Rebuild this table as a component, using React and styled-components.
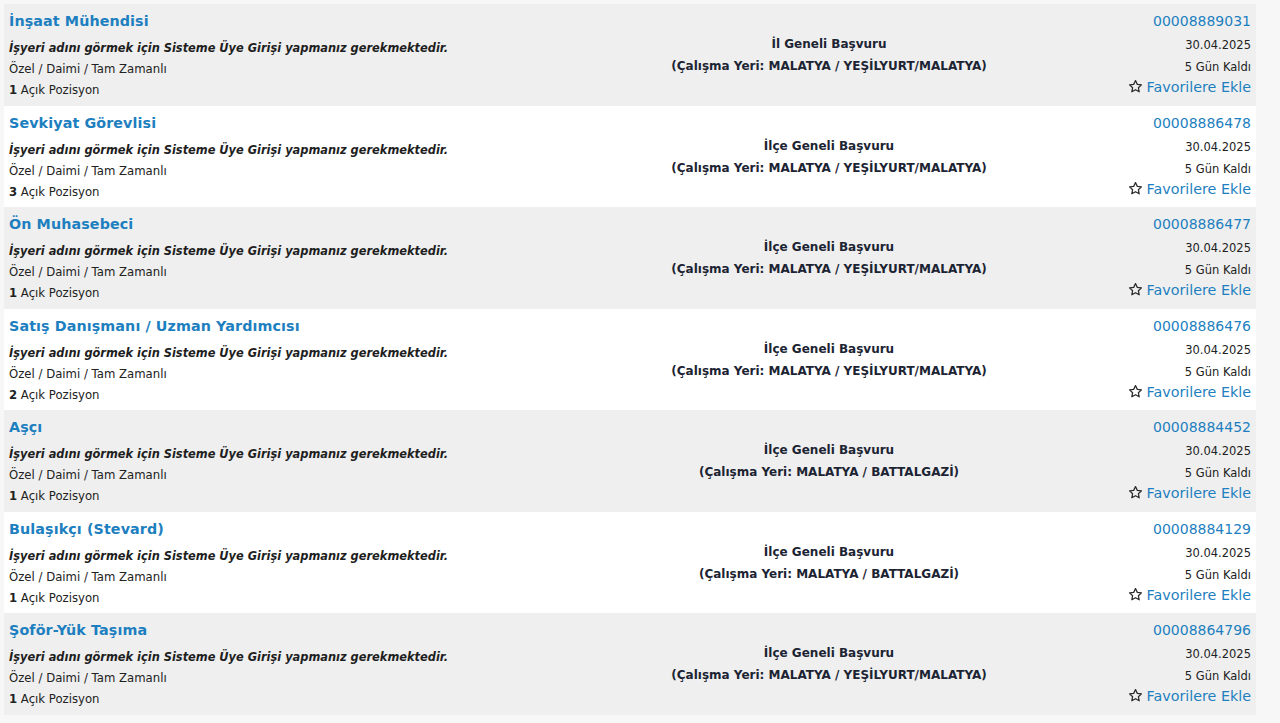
import styled, { createGlobalStyle } from 'styled-components';

const GlobalStyle = createGlobalStyle`
  html, body {
    margin: 0;
    padding: 0;
    background: #f7f7f7;
    font-family: "DejaVu Sans", Verdana, sans-serif;
  }
`

const Page = styled.div`
  padding: 4px 24px 10px 4px;
`

const List = styled.div`
  display: flex;
  flex-direction: column;
`

const Row = styled.div`
  display: grid;
  grid-template-columns: 626px 398px 1fr;
  height: 101.5px;
  box-sizing: border-box;
  background: ${p => (p.$alt ? '#ffffff' : '#efefef')};
`

const Left = styled.div`
  padding: 8px 0 0 5px;
  display: flex;
  flex-direction: column;
`

const Title = styled.a`
  font-size: 14.3px;
  font-weight: bold;
  color: #1d7fbf;
  text-decoration: none;
  line-height: 18px;
  height: 26px;
  letter-spacing: 0.1px;
`

const Notice = styled.div`
  font-size: 11.4px;
  font-weight: bold;
  font-style: italic;
  color: #1e1e1e;
  line-height: 21px;
`

const Line = styled.div`
  font-size: 11.7px;
  color: #222;
  line-height: 21px;

  b {
    font-weight: bold;
  }
`

const Middle = styled.div`
  display: flex;
  flex-direction: column;
  align-items: center;
  padding-top: 29px;
`

const MidLine = styled.div`
  font-size: 12px;
  font-weight: bold;
  color: #1c2433;
  line-height: 22px;
  white-space: nowrap;
`

const Right = styled.div`
  display: flex;
  flex-direction: column;
  align-items: flex-end;
  padding: 8px 5px 0 0;
`

const Code = styled.a`
  font-size: 14px;
  color: #1d7fbf;
  text-decoration: none;
  line-height: 18px;
  height: 22px;
`

const Meta = styled.div`
  font-size: 11.5px;
  color: #222;
  line-height: 22px;
`

const Fav = styled.a`
  display: flex;
  align-items: center;
  gap: 4px;
  font-size: 14.3px;
  color: #1d7fbf;
  text-decoration: none;
  line-height: 19px;

  svg {
    width: 15px;
    height: 15px;
    margin-top: -2px;
  }
`

const StarIcon = () => (
  <svg viewBox="0 0 24 24" fill="none" stroke="#2a2a2a" strokeWidth="2" strokeLinejoin="round">
    <path d="M12 2.5l2.9 6.1 6.6.8-4.9 4.5 1.3 6.6L12 17.2l-5.9 3.3 1.3-6.6-4.9-4.5 6.6-.8z" />
  </svg>
)

const jobs = [
  { title: 'İnşaat Mühendisi', count: 1, scope: 'İl Geneli Başvuru', place: 'MALATYA / YEŞİLYURT/MALATYA', code: '00008889031' },
  { title: 'Sevkiyat Görevlisi', count: 3, scope: 'İlçe Geneli Başvuru', place: 'MALATYA / YEŞİLYURT/MALATYA', code: '00008886478' },
  { title: 'Ön Muhasebeci', count: 1, scope: 'İlçe Geneli Başvuru', place: 'MALATYA / YEŞİLYURT/MALATYA', code: '00008886477' },
  { title: 'Satış Danışmanı / Uzman Yardımcısı', count: 2, scope: 'İlçe Geneli Başvuru', place: 'MALATYA / YEŞİLYURT/MALATYA', code: '00008886476' },
  { title: 'Aşçı', count: 1, scope: 'İlçe Geneli Başvuru', place: 'MALATYA / BATTALGAZİ', code: '00008884452' },
  { title: 'Bulaşıkçı (Stevard)', count: 1, scope: 'İlçe Geneli Başvuru', place: 'MALATYA / BATTALGAZİ', code: '00008884129' },
  { title: 'Şoför-Yük Taşıma', count: 1, scope: 'İlçe Geneli Başvuru', place: 'MALATYA / YEŞİLYURT/MALATYA', code: '00008864796' },
]

export default function App () {
  return (
    <Page>
      <GlobalStyle />
      <List>
        {jobs.map((job, i) => (
          <Row key={job.code} $alt={i % 2 === 1}>
            <Left>
              <Title href="#">{job.title}</Title>
              <Notice>İşyeri adını görmek için Sisteme Üye Girişi yapmanız gerekmektedir.</Notice>
              <Line>Özel / Daimi / Tam Zamanlı</Line>
              <Line><b>{job.count}</b> Açık Pozisyon</Line>
            </Left>
            <Middle>
              <MidLine>{job.scope}</MidLine>
              <MidLine>(Çalışma Yeri: {job.place})</MidLine>
            </Middle>
            <Right>
              <Code href="#">{job.code}</Code>
              <Meta>30.04.2025</Meta>
              <Meta>5 Gün Kaldı</Meta>
              <Fav href="#"><StarIcon />Favorilere Ekle</Fav>
            </Right>
          </Row>
        ))}
      </List>
    </Page>
  );
}
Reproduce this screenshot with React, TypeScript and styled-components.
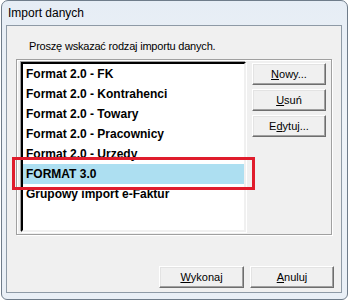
import React from "react";
import styled, { createGlobalStyle } from "styled-components";

const Global = createGlobalStyle`
  html, body { margin: 0; padding: 0; background: #ffffff; }
  body { font-family: "Liberation Sans", Arial, sans-serif; }
`;

const Window = styled.div`
  position: relative;
  box-sizing: border-box;
  width: 347px;
  height: 300px;
  margin-left: 1px;
  border: 1px solid #6f7c8a;
  border-radius: 7px 7px 6px 6px;
  background: linear-gradient(180deg, #e6edf5 0%, #eef3f8 40%, #e9eff6 100%);
  display: flex;
  flex-direction: column;
  overflow: hidden;
`;

const TitleBar = styled.div`
  height: 24px;
  padding-left: 6px;
  display: flex;
  align-items: center;
  font-size: 12px;
  color: #000;
`;

const Client = styled.div`
  flex: 1;
  margin: 0 5px 6px 4px;
  border: 1px solid #8e9aa6;
  background: #f0f0f0;
  display: flex;
  flex-direction: column;
  font-size: 11px;
  color: #000;
`;

const Prompt = styled.div`
  padding: 13px 0 0 22px;
  line-height: 14px;
  box-sizing: border-box;
  height: 33px;
  letter-spacing: -0.2px;
`;

const Panel = styled.div`
  margin: 0 9px 0 9px;
  height: 176px;
  box-sizing: border-box;
  border: 1px solid #a0a0a0;
  box-shadow: inset 1px 1px 0 #ffffff, 1px 1px 0 #ffffff;
  padding: 2px 5px 2px 4px;
  display: flex;
  gap: 6px;
`;

const ListBox = styled.div`
  width: 226px;
  height: 170px;
  box-sizing: border-box;
  border-style: solid;
  border-width: 2px;
  border-color: #000 #f0f0f0 #f0f0f0 #000;
  box-shadow: -1px -1px 0 #a0a0a0, 1px 1px 0 #ffffff;
  background: #ffffff;
  overflow: hidden;
`;

const Item = styled.div<{ $selected?: boolean }>`
  height: 20px;
  line-height: 20px;
  padding-left: 3px;
  font-size: 12px;
  font-weight: bold;
  white-space: nowrap;
  background: ${(p) => (p.$selected ? "#addff1" : "transparent")};
`;

const SideButtons = styled.div`
  display: flex;
  flex-direction: column;
  gap: 4px;
  padding-top: 1px;
`;

const Button = styled.button<{ $w: number }>`
  width: ${(p) => p.$w}px;
  height: 22px;
  box-sizing: border-box;
  margin: 0;
  padding: 0;
  background: #f0f0f0;
  border-style: solid;
  border-width: 1px;
  border-color: #ffffff #6e6e6e #6e6e6e #ffffff;
  box-shadow: inset -1px -1px 0 #a0a0a0, inset 1px 1px 0 #e3e3e3;
  font-family: "Liberation Sans", Arial, sans-serif;
  font-size: 11px;
  color: #000;
  display: flex;
  align-items: center;
  justify-content: center;
  u { text-decoration: underline; text-underline-offset: 1px; }
`;

const Footer = styled.div`
  flex: 1;
  display: flex;
  justify-content: flex-end;
  align-items: flex-start;
  gap: 6px;
  padding: 31px 7px 0 0;
`;

const Highlight = styled.div`
  position: absolute;
  left: 10px;
  top: 156px;
  width: 243px;
  height: 33px;
  box-sizing: border-box;
  border: 3px solid #e01c2c;
  pointer-events: none;
`;

const items = [
  "Format 2.0 - FK",
  "Format 2.0 - Kontrahenci",
  "Format 2.0 - Towary",
  "Format 2.0 - Pracownicy",
  "Format 2.0 - Urzedy",
  "FORMAT 3.0",
  "Grupowy import e-Faktur",
];

export default function App() {
  return (
    <>
      <Global />
      <Window>
        <TitleBar>Import danych</TitleBar>
        <Client>
          <Prompt>Proszę wskazać rodzaj importu danych.</Prompt>
          <Panel>
            <ListBox>
              {items.map((t) => (
                <Item key={t} $selected={t === "FORMAT 3.0"}>
                  {t}
                </Item>
              ))}
            </ListBox>
            <SideButtons>
              <Button $w={74}>
                <u>N</u>owy...
              </Button>
              <Button $w={74}>
                <u>U</u>suń
              </Button>
              <Button $w={74}>
                E<u>d</u>ytuj...
              </Button>
            </SideButtons>
          </Panel>
          <Footer>
            <Button $w={85}>
              <u>W</u>ykonaj
            </Button>
            <Button $w={84}>
              <u>A</u>nuluj
            </Button>
          </Footer>
        </Client>
        <Highlight />
      </Window>
    </>
  );
}
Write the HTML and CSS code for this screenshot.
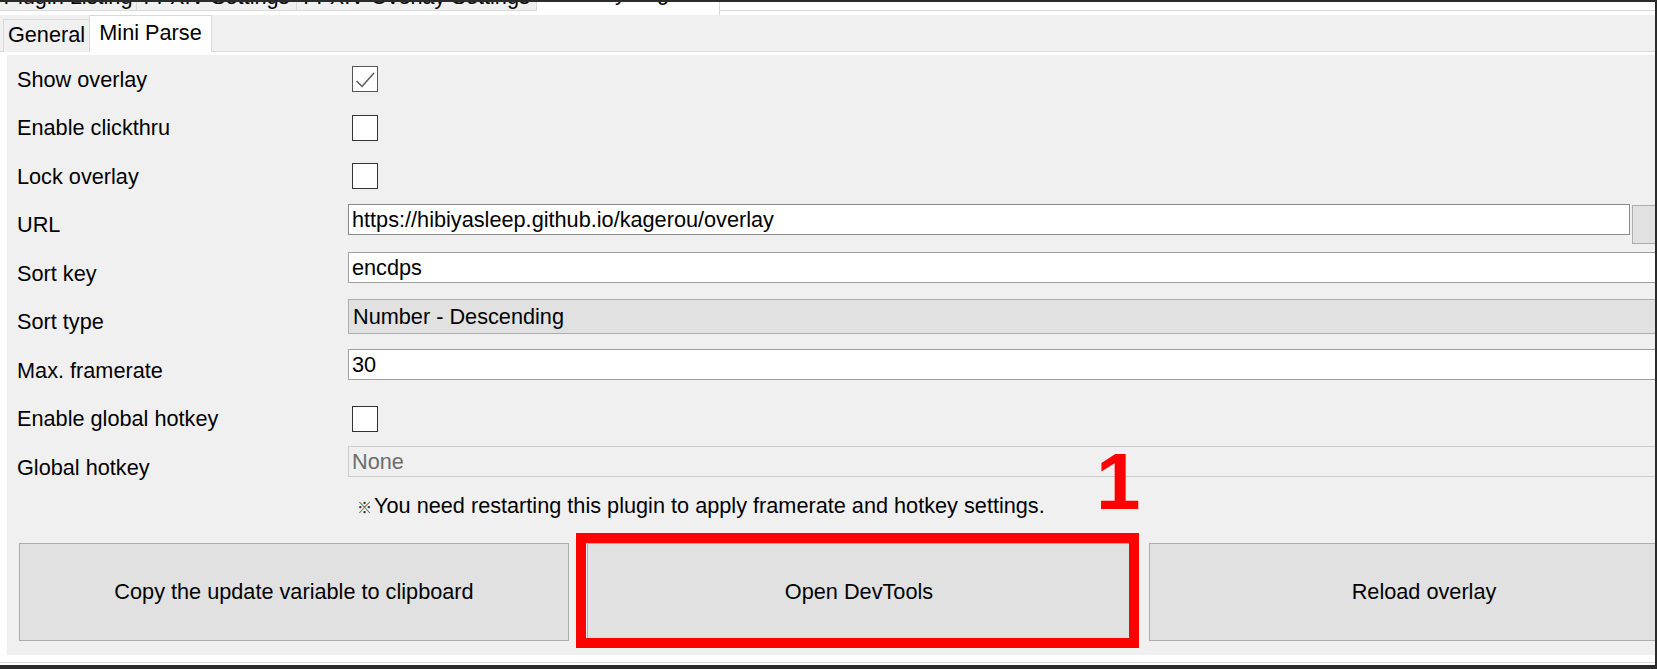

• [Problem to solve] Above are the records. Copy every line in them holding "React".

• [Reply to the task]
Rebuild this table as a component, using React and styled-components.
Reproduce this screenshot with React, TypeScript and styled-components.
import React from "react";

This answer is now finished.